How Much Weight Should You Use for the Machine Butterfly?
Choose a load that lets you keep your shoulders stable and control the return for every rep. For hypertrophy, the machine butterfly works well with 1–3 reps in reserve (RIR) and higher rep ranges.
| Goal | Sets | Reps | Rest | Notes |
|---|---|---|---|---|
| Hypertrophy (primary use) | 3–5 | 10–20 | 60–120 sec | Control the return; stop short of shoulder roll-forward |
| Chest pump / finisher | 2–4 | 15–25 | 45–90 sec | Lighter load, strict tempo |
| Technique / shoulder comfort | 2–3 | 8–12 | 60–90 sec | Conservative range and smooth reps |
How Does the Machine Butterfly Compare to a Cable Fly?
Both train a “fly” pattern, but they feel different because the resistance curve and arm path change.
- Machine butterfly: Very stable, easy to repeat, and often great for higher-rep chest volume.
- Cable fly: More adjustable (angles and range), and you can fine-tune where you feel the tension.
What Are the Best Alternatives to the Machine Butterfly?
If you don’t have a pec deck machine (or you want a different strength curve), these options train a similar “chest fly” pattern.
Alternative Exercises
Cable fly
Best for: A smoother resistance curve and easy angle adjustments.
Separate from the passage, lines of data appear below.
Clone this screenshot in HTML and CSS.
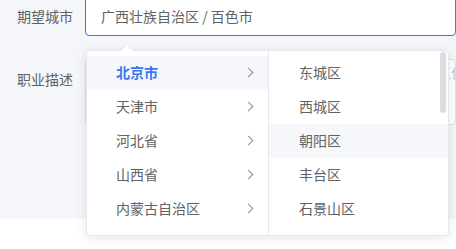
FILE: index.html
```html
<!DOCTYPE html>
<html lang="zh-CN">
<head>
  <meta charset="UTF-8">
  <title>期望城市</title>
  <link rel="stylesheet" href="styles.css">
</head>
<body>
  <div class="page">
    <div class="panel">
      <div class="form-row first">
        <label class="form-label">期望城市</label>
        <div class="cascader-input">广西壮族自治区 / 百色市</div>
      </div>
      <div class="form-row">
        <label class="form-label">职业描述</label>
        <div class="textarea">请输入职业描述，例如：负责城市规划与项目管理相关工作的工程师岗位补充</div>
      </div>
    </div>

    <div class="cascader-popup">
      <span class="popup-arrow"></span>
      <ul class="menu menu-left">
        <li class="menu-item active">北京市<span class="chev"></span></li>
        <li class="menu-item">天津市<span class="chev"></span></li>
        <li class="menu-item">河北省<span class="chev"></span></li>
        <li class="menu-item">山西省<span class="chev"></span></li>
        <li class="menu-item">内蒙古自治区<span class="chev"></span></li>
      </ul>
      <ul class="menu menu-right">
        <li class="menu-item">东城区</li>
        <li class="menu-item">西城区</li>
        <li class="menu-item hover">朝阳区</li>
        <li class="menu-item">丰台区</li>
        <li class="menu-item">石景山区</li>
        <span class="scrollbar"></span>
      </ul>
    </div>
  </div>
</body>
</html>
```

FILE: styles.css
```css
body {
  margin: 0;
  background-color: #fff;
  font-family: "Noto Sans CJK SC", "Noto Sans", sans-serif;
  font-size: 14px;
  color: #606266;
}

.page {
  position: relative;
  height: 249px;
  overflow: hidden;
}

.panel {
  height: 219px;
  background-color: #f5f6fa;
  overflow: hidden;
}

.form-row {
  display: flex;
  align-items: flex-start;
  margin-top: 23px;
}

.form-row.first {
  margin-top: -4px;
}

.form-label {
  width: 73px;
  padding-right: 12px;
  text-align: right;
  line-height: 40px;
  color: #606266;
}

.cascader-input {
  flex: 1;
  height: 38px;
  line-height: 38px;
  padding-left: 15px;
  background-color: #fff;
  border: 1px solid #3a76f0;
  border-radius: 4px;
  white-space: nowrap;
}

.textarea {
  flex: 1;
  height: 62px;
  padding: 2px 0 0 15px;
  line-height: 20px;
  background-color: #fff;
  border: 1px solid #dcdfe6;
  border-radius: 4px;
  color: #c0c4cc;
  white-space: nowrap;
  overflow: hidden;
}

.cascader-popup {
  position: absolute;
  z-index: 10;
  left: 86px;
  top: 50px;
  width: 361px;
  height: 184px;
  display: flex;
  background-color: #fff;
  border: 1px solid #e4e7ed;
  border-radius: 4px;
  box-shadow: 0 2px 12px rgba(0, 0, 0, 0.1);
}

.popup-arrow {
  position: absolute;
  left: 34px;
  top: -6px;
  width: 0;
  height: 0;
  border-left: 6px solid transparent;
  border-right: 6px solid transparent;
  border-bottom: 6px solid #fff;
  filter: drop-shadow(0 -1px 0 #e4e7ed);
}

.menu {
  list-style: none;
  margin: 0;
  padding: 5px 0 6px;
  position: relative;
}

.menu-left {
  width: 181px;
  border-right: 1px solid #e4e7ed;
}

.menu-right {
  flex: 1;
}

.menu-item {
  box-sizing: border-box;
  display: flex;
  align-items: center;
  height: 34px;
  padding: 0 14px 2px 29px;
  color: #606266;
}

.menu-right .menu-item {
  padding-left: 30px;
}

.menu-item.active {
  color: #3a76f0;
  font-weight: bold;
  background-color: #f5f7fa;
}

.menu-item.hover {
  background-color: #f5f7fa;
}

.chev {
  margin-left: auto;
  width: 6px;
  height: 6px;
  border-right: 1px solid #8a8f99;
  border-top: 1px solid #8a8f99;
  transform: rotate(45deg);
  margin-right: 2px;
}

.scrollbar {
  position: absolute;
  right: 2px;
  top: 1px;
  width: 6px;
  height: 61px;
  border-radius: 3px;
  background-color: #dcdde0;
}
```
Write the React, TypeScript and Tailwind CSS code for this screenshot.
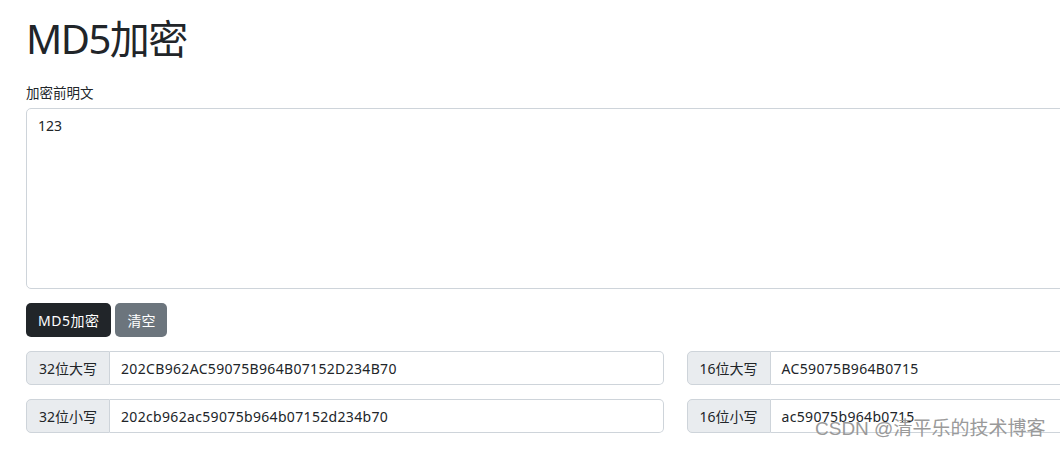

Key difference: Cables let you change arm path (high-to-low, low-to-high, etc.).
Difficulty: Moderate.
Dumbbell fly (flat bench)
Best for: Simple equipment setups.
Key difference: More stability demand and a different tension profile (harder mid-range, easier at the top).
Difficulty: Moderate.
Push-up (slow tempo)
Best for: Chest work at home with no equipment.
Key difference: It’s a press pattern, not a pure fly, but slow tempo can bias the chest hard.
Difficulty: Easy to moderate.
What Equipment Do You Need for the Machine Butterfly?
You need a pec deck / chest fly machine. If the machine offers both pad and handle options, pick the one that lets you keep your shoulders stable and pain-free through a comfortable range of motion.
If your gym has a combo pec deck / rear-delt machine, make sure you’re seated facing the correct direction for the chest fly (not the reverse fly setup).